同じユニットに入った同期の1年生たちによってつくられたライングループの名前は「○○寮刑務所」。多少のネタ要素はありつつも、そのネーミングに嘘はなかった。
しかし”住めば都”とはまさしくで、1か月もすればその環境に慣れてしまった。習慣って恐ろしい。
そして今思うと、寮に入ることが出来たから今の自分がある。
人生の大きな決断の一つが出来たのも、この寮のおかげである。
どうしてこんなに「都」になってしまったのか。
その要因の一つが、何より境遇が近い存在が多いということ。
それぞれがそれぞれに大変な状況で育った人がいた。
世に言う「普通」とは違う環境で育っている人がいた。
それが自分にとってものすごく新鮮だった。
それまでの学校生活(小~高)では、自分が周りとは違うことに怯え、家族の話などしたことなかったし、自分の話などしたことがなかった。
何より「普通」に苦しんでいた。
だけどこの寮は自分が「普通」ではないことを受け止めてくれる環境だった。気兼ねなく話せる環境だった。気を使わなくていい環境だった。だから居心地の良さを感じたのかもしれない。
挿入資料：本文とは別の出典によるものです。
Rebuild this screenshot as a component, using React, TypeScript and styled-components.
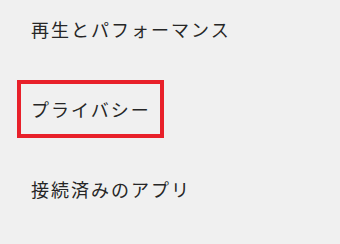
import React from "react";
import styled, { createGlobalStyle } from "styled-components";

const Global = createGlobalStyle`
  html, body { margin: 0; padding: 0; background: #f0f0f0; }
  body { width: 340px; height: 244px; overflow: hidden; }
`;

const Menu = styled.nav`
  display: flex;
  flex-direction: column;
  align-items: flex-start;
  gap: 22px;
  padding: 0 0 0 17px;
  font-family: "Noto Sans CJK JP", "Noto Sans", sans-serif;
`;

const Item = styled.div<{ $highlighted?: boolean }>`
  box-sizing: border-box;
  height: 58px;
  display: flex;
  align-items: center;
  padding: 0 9px 0 10px;
  border: 4px solid ${(p) => (p.$highlighted ? "#e8202a" : "transparent")};
  font-size: 18px;
  letter-spacing: 2px;
  color: #262626;
  white-space: nowrap;
`;

export default function App() {
  return (
    <>
      <Global />
      <Menu>
        <Item>再生とパフォーマンス</Item>
        <Item $highlighted>プライバシー</Item>
        <Item>接続済みのアプリ</Item>
      </Menu>
    </>
  );
}
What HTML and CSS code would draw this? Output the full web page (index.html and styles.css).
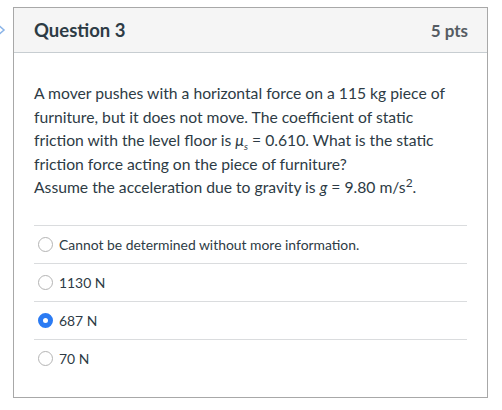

先輩たちは温かった。最初「縦社会」といって怖さもあったけど、親身になって話を聞いてくれて頼もしくてかわいがってくれて。
後輩たちもとてもいい子たちで。同期の存在もどこか運命共同体のような感じがして。
BBQしたり、花見をしたり、飲み会もしたり。深夜に補食室で語り合ったり。同期とは誕生日会もした。
サークルとはまた違う。そしてただの隣人さんとも違う。
もはやそれは「家族」だった。
中にはより良い環境を求めて、また自分の目標のために退寮していく仲間たちもいた。
たしかに廊下に虫がいることはあるし、汚いし、夏はクーラーなくて暑い。
退寮したくなる気持ちもわかる。
だけど私は4年間ずっといた。これが正解か不正解かなどが論点なのではなくて、退寮が頭をちらついたことは一度もなかった。
もちろんその一つに家賃の安さはあるが、それ以上に退寮する理由がなかった。ここで出来た人とのつながり、経験そのどれもが自分にとって貴重で、寮に入っていなかったらどうなっていたんだろうと思うくらい。
家賃5万円払って広い家に住む。確かにこれもめちゃくちゃ幸せなこと。
だけど家賃約5000円の6畳部屋の寮に住む。これもめちゃくちゃ幸せなことだった。
幸せの価値ってお金では測れないんだな、と感じれた経験でもある。
(家賃5万円のところに住んだことがないからわからないが(笑))
この記事を書こうと思ったのも、以下のネット記事を見たから。
「裕福度と幸福度は比例しない」
まさしくだな、と思った。
裕福さは幸せになるための一つの要素かもしれない。だけどそれは「絶対条件」ではない。
それが私の場合は寮での生活のように、いくら家賃が安く環境も良いものではない。世間的に見たら「裕福」ではないかもしれない。だけどめちゃくちゃ「幸せ」だった。
それはありのままの自分を出せるからなのか、泥臭さがある環境が自分にあっているのか、自分を大きく見せる必要がないからなのか。そこの詳しい部分の言語化はまだまだな気がするが、そこに自分にとっての「幸せ」とは何かがある気がする。
家賃約5000円の寮が教えてくれたこと。
それはお金には変えられないくらい大きなものだった。